Third, for an ISR network to provide the sort of ever-present, visible coverage needed to implement the concept of “deterrence by detection,” individual aircraft need to be affordable. This also favors UAS over manned aircraft under many circumstances.
Finally, the argument in favor of including U.S. allies and partners in such a network is strong. In light of the changing military balances in the Western Pacific and Eastern Europe, it makes sense for the United States to seek new ways of reassuring its allies and friends and generating collective responses to crisis and aggression. An ISR network represents a promising approach to do just this. Some of our allies in the Western Pacific and Europe have already begun to purchase UAS, sufficient quantities of which could augment or replace U.S. capabilities and ISR missions in those regions. Still, U.S. allies could invest further in these technologies and capabilities by increasing the number of existing long-endurance UAS in their inventory, whether they are U.S.-made or domestically produced. Other countries could also invest in them to boost their capabilities, further enhancing the global deterrence by detection strategy.

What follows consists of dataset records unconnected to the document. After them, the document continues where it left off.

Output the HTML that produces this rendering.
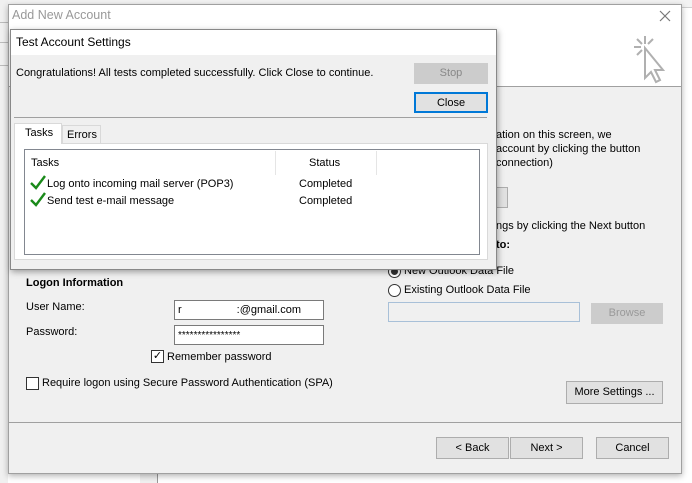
<!DOCTYPE html>
<html><head><meta charset="utf-8"><style>
*{box-sizing:border-box;margin:0;padding:0}
body{width:692px;height:483px;overflow:hidden;background:#fff;font-family:"Liberation Sans",sans-serif;font-size:11px;color:#000;position:relative}
.a{position:absolute;white-space:nowrap}
.btn{position:absolute;background:#e1e1e1;border:1px solid #adadad;text-align:center;font-size:11px}
.in{position:absolute;background:#fff;border:1px solid #7a7a7a}
</style></head><body>
<div class="a" style="left:0;top:0;width:692px;height:8px;background:#f3f3f3;border-bottom:1px solid #d0d0d0"></div>
<div class="a" style="left:0;top:0;width:8px;height:483px;background:#f0f0f0"></div>
<div class="a" style="left:0;top:22px;width:8px;height:1px;background:#bbb"></div>
<div class="a" style="left:0;top:42px;width:8px;height:1px;background:#bbb"></div>
<div class="a" style="left:0;top:65px;width:8px;height:1px;background:#bbb"></div>
<div class="a" style="left:140px;top:473px;width:18px;height:10px;background:#f0f0f0;border-right:1px solid #999"></div>
<div class="a" style="left:8px;top:4px;width:674px;height:470px;background:#f0f0f0;border:1px solid #a0a0a0;box-shadow:0 2px 6px rgba(0,0,0,.3)"></div>
<div class="a" style="left:9px;top:5px;width:672px;height:82px;background:#fff;border-bottom:1px solid #a0a0a0"></div>
<div class="a" style="left:12px;top:8px;font-size:12.5px;color:#999">Add New Account</div>
<svg class="a" style="left:659px;top:10px" width="12" height="12"><path d="M1 1L11 11M11 1L1 11" stroke="#777" stroke-width="1.2"/></svg>
<svg class="a" style="left:630px;top:32px" width="40" height="52" viewBox="0 0 40 52"><g stroke="#b0b0b0" stroke-width="2" fill="none"><line x1="15" y1="4" x2="15" y2="12"/><line x1="4" y1="15" x2="11" y2="15"/><line x1="7" y1="7" x2="12" y2="12"/><line x1="23" y1="7" x2="18" y2="12"/><line x1="7" y1="23" x2="12" y2="18"/><path d="M15 16 L15 46 L21 40 L26 50 L30 48 L25 38 L33 38 Z" fill="#fff"/></g></svg>
<div class="a" style="left:496px;top:128px;line-height:14px">ation on this screen, we<br>account by clicking the button<br>connection)</div>
<div class="btn" style="left:480px;top:187px;width:28px;height:21px;line-height:18px">.</div>
<div class="a" style="left:496px;top:220px">ngs by clicking the Next button</div>
<div class="a" style="left:496px;top:239px;font-weight:bold">to:</div>
<div class="a" style="left:26px;top:277px;font-weight:bold">Logon Information</div>
<div class="a" style="left:26px;top:301px">User Name:</div>
<div class="a" style="left:26px;top:326px">Password:</div>
<div class="in" style="left:174px;top:300px;width:150px;height:20px;padding:3px 0 0 3px">r&nbsp;&nbsp;&nbsp;&nbsp;&nbsp;&nbsp;&nbsp;&nbsp;&nbsp;&nbsp;&nbsp;&nbsp;&nbsp;&nbsp;&nbsp;&nbsp;&nbsp;&nbsp;:@gmail.com</div>
<div class="in" style="left:174px;top:325px;width:150px;height:20px;padding:4px 0 0 3px;font-size:10px">****************</div>
<div class="a" style="left:151px;top:350px;width:13px;height:13px;border:1px solid #333;background:#fff;font-size:11px;line-height:11px;text-align:center">✓</div>
<div class="a" style="left:167px;top:351px">Remember password</div>
<div class="a" style="left:26px;top:377px;width:13px;height:13px;border:1px solid #333;background:#fff"></div>
<div class="a" style="left:42px;top:377px">Require logon using Secure Password Authentication (SPA)</div>
<div class="a" style="left:388px;top:265px;width:13px;height:13px;border:1px solid #333;border-radius:50%;background:#fff"><div style="margin:2px;width:7px;height:7px;border-radius:50%;background:#333"></div></div>
<div class="a" style="left:404px;top:265px">New Outlook Data File</div>
<div class="a" style="left:388px;top:284px;width:13px;height:13px;border:1px solid #333;border-radius:50%;background:#fff"></div>
<div class="a" style="left:404px;top:284px">Existing Outlook Data File</div>
<div class="a" style="left:388px;top:302px;width:192px;height:20px;border:1px solid #a8c0d8;background:#f0f0f0"></div>
<div class="btn" style="left:591px;top:303px;width:72px;height:21px;line-height:19px;color:#999;background:#ccc;border-color:#ccc">Browse</div>
<div class="btn" style="left:566px;top:381px;width:97px;height:23px;line-height:21px">More Settings ...</div>
<div class="a" style="left:9px;top:422px;width:672px;height:1px;background:#a0a0a0"></div>
<div class="btn" style="left:436px;top:437px;width:73px;height:22px;line-height:20px">&lt; Back</div>
<div class="btn" style="left:510px;top:437px;width:73px;height:22px;line-height:20px">Next &gt;</div>
<div class="btn" style="left:596px;top:437px;width:73px;height:22px;line-height:20px">Cancel</div>
<div class="a" style="left:10px;top:29px;width:487px;height:241px;background:#f0f0f0;border:1px solid #888;box-shadow:1px 2px 6px rgba(0,0,0,.35)"></div>
<div class="a" style="left:11px;top:30px;width:485px;height:25px;background:#fff"></div>
<div class="a" style="left:16px;top:35px;font-size:12px">Test Account Settings</div>
<div class="a" style="left:16px;top:67px">Congratulations! All tests completed successfully. Click Close to continue.</div>
<div class="btn" style="left:414px;top:63px;width:74px;height:21px;line-height:19px;color:#888;background:#ccc;border-color:#ccc">Stop</div>
<div class="btn" style="left:414px;top:92px;width:74px;height:21px;line-height:18px;border:2px solid #0078d7">Close</div>
<div class="a" style="left:14px;top:117px;width:473px;height:1px;background:#a0a0a0"></div>
<div class="a" style="left:14px;top:143px;width:474px;height:117px;background:#fff;border:1px solid #d9d9d9"></div>
<div class="a" style="left:14px;top:123px;width:48px;height:21px;background:#fff;border:1px solid #d9d9d9;border-bottom:none"></div>
<div class="a" style="left:25px;top:127px">Tasks</div>
<div class="a" style="left:62px;top:125px;width:39px;height:18px;background:#f0f0f0;border:1px solid #d9d9d9;border-bottom:none"></div>
<div class="a" style="left:67px;top:129px">Errors</div>
<div class="a" style="left:24px;top:149px;width:456px;height:106px;background:#fff;border:1px solid #828790"></div>
<div class="a" style="left:275px;top:151px;width:1px;height:24px;background:#e5e5e5"></div>
<div class="a" style="left:376px;top:151px;width:1px;height:24px;background:#e5e5e5"></div>
<div class="a" style="left:31px;top:157px">Tasks</div>
<div class="a" style="left:309px;top:157px">Status</div>
<svg class="a" style="left:29px;top:174px" width="18" height="16"><path d="M2 9 L7 14 L16 2" stroke="#1a8a1a" stroke-width="2.4" fill="none"/></svg>
<div class="a" style="left:47px;top:178px">Log onto incoming mail server (POP3)</div>
<div class="a" style="left:299px;top:178px">Completed</div>
<svg class="a" style="left:29px;top:191px" width="18" height="16"><path d="M2 9 L7 14 L16 2" stroke="#1a8a1a" stroke-width="2.4" fill="none"/></svg>
<div class="a" style="left:47px;top:195px">Send test e-mail message</div>
<div class="a" style="left:299px;top:195px">Completed</div>
</body></html>
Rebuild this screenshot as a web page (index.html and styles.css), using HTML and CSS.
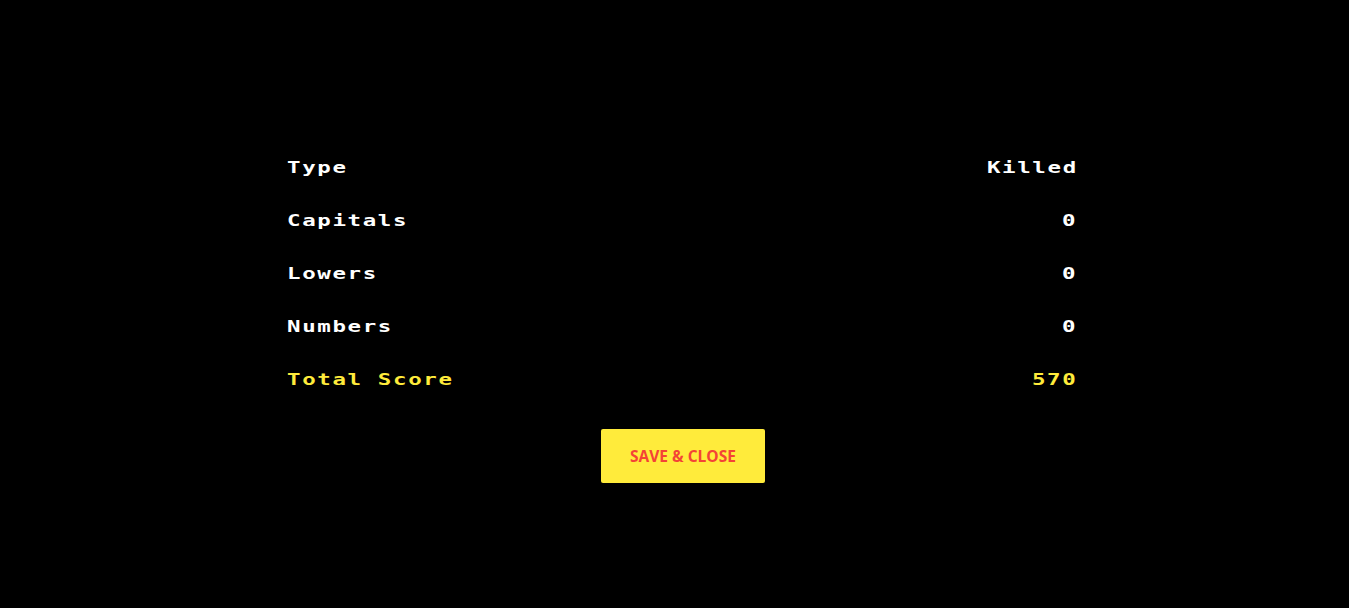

The United States and its allies face operational challenges in competing against China and Russia, including the need to deter opportunistic acts of aggression. “Deterrence by detection,” based upon the idea that our adversaries are less likely to commit opportunistic acts of aggression if they know they are being watched constantly and that their actions can be publicized widely, can contribute to solving the fait accompli challenge. Unmanned ISR aircraft capable of conducting wide-area persistent surveillance missions are best suited to implementing “deterrence by detection” by the United States, its allies, and partners. Although this concept is far from a panacea, it is a realistic, effective, and affordable step in the right direction.